A job is something that needs to be done, disconnected from our being. Joy is the mirror opposite of it:  it is only in the being.

VTA, says, let them play. The controlling adult in me sometimes shudders at the thought. But the soul knows always that, it is the only way.

For a few classes, I tried administering classes with more discipline than usual.

I noticed that the energy in my kids was settling down, sedimenting almost into a quietude that frightened me. I realised that I was monitoring a discipline that was taking away the ability to be surprised. I was making a mistake, an error that I abhor in the contemporary mass education system.

"Surprise is the greatest gift that life can  grant us" observed Boris Pasternak. Innocence of the soul allows this miraculous gift to unravel. What ruins the innocence, in our layman's world, is, disciplining and fostering similarity, rather than enthusing difference. That is what teachers mostly do when they have a job to teach.

The two principal focus areas in a job in a school/college/university are:
1. finishing a curriculum within a stipulated time; and,
2. to have the kids pass the examinations. This is to successfully create a habit of memorising facts without application. Information is passed on and innovation is not expected.

The following video discusses the need to change the paradigms of education and captures what education means to me: " ... waking them up to what is inside of themselves" (at 6:32)


(video courtesy: YouTube.com)

I was giving into the 'system' since that is easier than having a class full of thinkers and active 4 year olds who can test anyone's sense of composure and discipline.

As I was losing the personalised connection with my kids, I realised this was starting to look like a job. And, believe me, 'a job' and I are not the best compatible units. As too much discipline and kids are not.

I had started kindergarten teaching because I needed to get out of my home, and this was the only employment I got. I continue to be in the kindergarten because it is my fountain of being forever surprised. Surprised at how the little ones grow up, how each day they laugh with even more vivacity than the day before, how they are eager to know, how they are perpetually happy.

They are happy when they play. And they are at play always - when they are eating and rubbing their tummies and saying, 'mmmmm I'm hungry'; when they are laying down the cots and puffing up their tiny muscles and saying, 'nnngggg I'm strong'; when they march up the stairs; when they rush around; when they put their little hands  in the mystery box. They are at play and they are learning much more than strict disciplining can teach.

As I sit here and miss my unreal world of joy at school, I am happy to announce that I have graduated. From holding a job to simply playing around.
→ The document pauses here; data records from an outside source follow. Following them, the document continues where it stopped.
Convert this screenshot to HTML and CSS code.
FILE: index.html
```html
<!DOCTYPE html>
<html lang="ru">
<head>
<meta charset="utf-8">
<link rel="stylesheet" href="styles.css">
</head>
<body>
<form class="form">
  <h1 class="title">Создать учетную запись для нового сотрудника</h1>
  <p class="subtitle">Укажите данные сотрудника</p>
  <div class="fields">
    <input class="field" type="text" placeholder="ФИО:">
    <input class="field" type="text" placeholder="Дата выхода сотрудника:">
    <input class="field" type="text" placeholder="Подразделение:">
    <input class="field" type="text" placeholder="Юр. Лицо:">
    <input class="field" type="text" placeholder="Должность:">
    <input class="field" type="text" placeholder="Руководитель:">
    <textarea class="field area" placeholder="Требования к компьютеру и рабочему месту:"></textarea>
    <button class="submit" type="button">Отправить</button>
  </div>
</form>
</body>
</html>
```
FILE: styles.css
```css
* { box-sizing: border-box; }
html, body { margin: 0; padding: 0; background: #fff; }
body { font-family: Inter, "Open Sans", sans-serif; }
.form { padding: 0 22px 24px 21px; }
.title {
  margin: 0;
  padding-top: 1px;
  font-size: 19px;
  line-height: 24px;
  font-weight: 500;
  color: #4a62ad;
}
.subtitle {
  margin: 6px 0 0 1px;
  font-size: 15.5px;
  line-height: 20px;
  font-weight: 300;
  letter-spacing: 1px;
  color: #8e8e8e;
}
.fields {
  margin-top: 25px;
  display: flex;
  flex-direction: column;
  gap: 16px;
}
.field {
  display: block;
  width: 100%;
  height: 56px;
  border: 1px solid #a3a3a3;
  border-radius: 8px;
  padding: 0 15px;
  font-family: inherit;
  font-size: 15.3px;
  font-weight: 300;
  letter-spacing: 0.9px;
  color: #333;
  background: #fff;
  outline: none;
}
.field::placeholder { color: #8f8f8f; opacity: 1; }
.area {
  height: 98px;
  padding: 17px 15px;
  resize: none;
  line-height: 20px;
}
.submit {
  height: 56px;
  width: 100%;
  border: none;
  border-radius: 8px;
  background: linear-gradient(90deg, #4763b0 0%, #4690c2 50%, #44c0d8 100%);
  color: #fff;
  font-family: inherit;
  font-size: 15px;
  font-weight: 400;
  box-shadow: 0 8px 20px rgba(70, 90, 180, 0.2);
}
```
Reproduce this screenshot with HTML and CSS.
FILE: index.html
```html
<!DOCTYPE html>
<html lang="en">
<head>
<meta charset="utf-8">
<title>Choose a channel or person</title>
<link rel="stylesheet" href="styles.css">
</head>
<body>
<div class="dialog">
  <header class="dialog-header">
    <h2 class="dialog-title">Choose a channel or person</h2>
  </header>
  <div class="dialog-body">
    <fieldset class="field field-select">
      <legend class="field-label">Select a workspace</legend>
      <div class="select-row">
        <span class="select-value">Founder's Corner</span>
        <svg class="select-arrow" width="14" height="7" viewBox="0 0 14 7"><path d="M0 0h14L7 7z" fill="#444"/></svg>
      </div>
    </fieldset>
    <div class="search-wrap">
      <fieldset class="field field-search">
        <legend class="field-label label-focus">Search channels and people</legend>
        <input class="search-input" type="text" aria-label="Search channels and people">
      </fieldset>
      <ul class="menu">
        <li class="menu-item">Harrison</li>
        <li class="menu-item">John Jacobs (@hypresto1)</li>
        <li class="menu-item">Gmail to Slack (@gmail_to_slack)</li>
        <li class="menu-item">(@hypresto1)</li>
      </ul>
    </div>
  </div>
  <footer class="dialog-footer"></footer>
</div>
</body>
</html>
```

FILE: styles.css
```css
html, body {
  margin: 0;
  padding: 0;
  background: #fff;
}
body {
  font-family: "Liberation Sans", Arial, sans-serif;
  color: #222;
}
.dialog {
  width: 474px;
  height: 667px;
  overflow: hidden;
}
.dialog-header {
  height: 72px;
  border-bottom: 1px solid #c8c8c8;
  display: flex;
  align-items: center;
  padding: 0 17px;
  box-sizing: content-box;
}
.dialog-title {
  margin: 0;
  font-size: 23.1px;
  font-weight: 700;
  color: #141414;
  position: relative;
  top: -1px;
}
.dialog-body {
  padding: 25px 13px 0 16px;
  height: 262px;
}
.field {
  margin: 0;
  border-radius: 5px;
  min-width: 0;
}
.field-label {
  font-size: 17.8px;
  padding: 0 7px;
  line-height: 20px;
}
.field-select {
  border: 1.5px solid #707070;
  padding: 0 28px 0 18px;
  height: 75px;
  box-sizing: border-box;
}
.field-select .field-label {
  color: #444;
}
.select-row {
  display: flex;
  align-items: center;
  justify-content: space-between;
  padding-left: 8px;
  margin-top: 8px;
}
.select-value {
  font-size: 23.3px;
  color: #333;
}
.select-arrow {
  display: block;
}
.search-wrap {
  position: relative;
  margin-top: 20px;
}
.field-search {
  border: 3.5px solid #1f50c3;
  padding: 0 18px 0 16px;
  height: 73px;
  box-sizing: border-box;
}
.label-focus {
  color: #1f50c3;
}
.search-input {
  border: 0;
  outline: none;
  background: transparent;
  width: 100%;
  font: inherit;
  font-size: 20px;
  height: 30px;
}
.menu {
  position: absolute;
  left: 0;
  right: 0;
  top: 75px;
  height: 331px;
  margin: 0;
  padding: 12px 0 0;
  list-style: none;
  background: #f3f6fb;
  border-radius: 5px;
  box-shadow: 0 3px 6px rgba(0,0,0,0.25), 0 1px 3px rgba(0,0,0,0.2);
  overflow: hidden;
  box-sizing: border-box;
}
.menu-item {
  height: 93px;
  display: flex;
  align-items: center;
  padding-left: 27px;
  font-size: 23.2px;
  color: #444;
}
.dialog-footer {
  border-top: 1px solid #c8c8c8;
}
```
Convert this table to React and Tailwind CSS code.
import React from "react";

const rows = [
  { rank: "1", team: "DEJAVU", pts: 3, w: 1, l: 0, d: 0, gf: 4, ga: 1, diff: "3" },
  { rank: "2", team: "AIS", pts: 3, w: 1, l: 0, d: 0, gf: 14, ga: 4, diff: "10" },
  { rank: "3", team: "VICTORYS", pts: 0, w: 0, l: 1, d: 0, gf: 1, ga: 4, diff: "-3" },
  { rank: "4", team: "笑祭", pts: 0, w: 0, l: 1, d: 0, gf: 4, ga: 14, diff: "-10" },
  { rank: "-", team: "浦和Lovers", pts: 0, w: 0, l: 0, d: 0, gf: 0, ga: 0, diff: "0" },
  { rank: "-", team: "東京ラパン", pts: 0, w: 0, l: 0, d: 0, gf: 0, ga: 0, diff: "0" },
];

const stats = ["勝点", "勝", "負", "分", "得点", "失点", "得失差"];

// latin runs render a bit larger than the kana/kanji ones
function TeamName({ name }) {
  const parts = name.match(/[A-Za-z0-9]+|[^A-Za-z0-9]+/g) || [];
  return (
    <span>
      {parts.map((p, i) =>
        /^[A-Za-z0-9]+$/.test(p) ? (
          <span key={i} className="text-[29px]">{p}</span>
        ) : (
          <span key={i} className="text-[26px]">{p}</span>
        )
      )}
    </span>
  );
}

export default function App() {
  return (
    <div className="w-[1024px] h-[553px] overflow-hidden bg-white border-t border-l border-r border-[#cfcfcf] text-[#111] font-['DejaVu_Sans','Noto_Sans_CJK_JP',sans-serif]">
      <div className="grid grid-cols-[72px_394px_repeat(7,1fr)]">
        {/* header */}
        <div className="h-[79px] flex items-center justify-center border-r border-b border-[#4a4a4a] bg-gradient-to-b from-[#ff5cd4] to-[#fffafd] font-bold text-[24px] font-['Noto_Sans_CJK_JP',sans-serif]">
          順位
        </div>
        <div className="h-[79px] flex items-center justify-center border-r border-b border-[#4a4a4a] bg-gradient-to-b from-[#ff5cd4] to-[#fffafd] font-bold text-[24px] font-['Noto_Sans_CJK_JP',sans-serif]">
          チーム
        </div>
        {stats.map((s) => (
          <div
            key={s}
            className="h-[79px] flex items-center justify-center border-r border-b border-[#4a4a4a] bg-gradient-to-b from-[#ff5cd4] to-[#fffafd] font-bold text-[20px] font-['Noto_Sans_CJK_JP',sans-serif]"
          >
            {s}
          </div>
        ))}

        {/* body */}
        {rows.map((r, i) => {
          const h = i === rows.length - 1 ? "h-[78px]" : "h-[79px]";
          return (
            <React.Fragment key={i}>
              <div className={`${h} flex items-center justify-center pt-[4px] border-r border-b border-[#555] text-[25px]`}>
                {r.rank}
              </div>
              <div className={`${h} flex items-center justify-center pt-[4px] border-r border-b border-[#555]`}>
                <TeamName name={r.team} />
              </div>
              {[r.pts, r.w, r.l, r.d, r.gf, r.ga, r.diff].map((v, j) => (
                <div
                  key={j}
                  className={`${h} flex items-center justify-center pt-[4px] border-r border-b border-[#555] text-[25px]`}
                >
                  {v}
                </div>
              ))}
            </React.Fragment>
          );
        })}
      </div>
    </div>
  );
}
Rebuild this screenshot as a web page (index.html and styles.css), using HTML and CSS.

(video courtesy : The Little Garden Kindergarten)

Wednesday, 10 April 2013

morning Mondays

I have about 3 Mondays per week.
Eh?

Colloquially they are known as Monday, Wednesday and Friday. On these three days every week, I usually snooze the alarm for half an hour or out-snore it. No matter how well I plan, I am never able to decide on what to wear to school earlier than the morning of it. To get into the groove of the kinder chaos, I usually mail the to-be-printed documents before going to school. This rushing doesn't make much sense. Except that it is necessary.

Kids can and do switch from crying for their mothers to dancing to music in about 15 minutes time or less. Not me. If I am not AWAKE before the time I leave for school, I might as well be forgetting to take the worksheets or, deadlier, I might forget to take my pen-drive.

The pen-drive is my fuel. On all my Mondays, an enthused batch of kids dance and rock to, fall over each other at the end of, and, smile at the rhymes and songs this pen-drive holds. It is the magic wand that makes a wailing toddler stop crying. It is the mystery box that the kids wait for me to open.

I have very busy Monday mornings thrice a week, specially because it takes me a while to wake up. But, as my xe-om approaches my Little Garden, I am smiling ear to ear, much like a funny looking teddy bear. 

Photo courtesy: The Little Garden Kindergarten, Hanoi, Viet Nam.

Post Script: Did I mention, most Mondays I travel to school by xe-om?





Tuesday, 9 April 2013

firsts' forever

I entered my first kindergarten in my thirtieth year. When I was of the age to attend kindergartens, I refused to attend any.

My brother is about two years older than me. When I was of the age to attend pre-school, he was in his first grade. I vehemently opposed the humiliation of attending a school in the neighbourhood when my brother had the privilege of travelling to school by bus. Even before I knew my ABCs, I told my parents I want to go to a school that needs travelling by bus. So I did.

I still travel to school by bus. Only on Monday mornings do I take my express mode of transport - the Ha Noi xe-om (motorbike taxi).

To be precise, this is not a school. It is a kindergarten. It caters to Vietnamese kids and I am the English teacher to the toddly-wobbly curious batch of 2 to 5 year olds.

The batch is magnificent in more ways than one. The youngest ones can barely walk but will always charge forward for the high-fives at the end of the class. The elder kids are jealous when a younger kid manages to attend the entire English class while sitting on my lap. They discipline each other, fight with each other and the next thing you know - they are charging towards the teacher with the welcome pin-her-to-the-wall focus.

When I joined as a kindergarten English teacher, I didn't know what to expect from the job. The last thing was to expect finding the possible vocation of a lifetime. There are truly firsts' for everything. The joy of finding a job that makes you happy is possibly the rarest of its kind.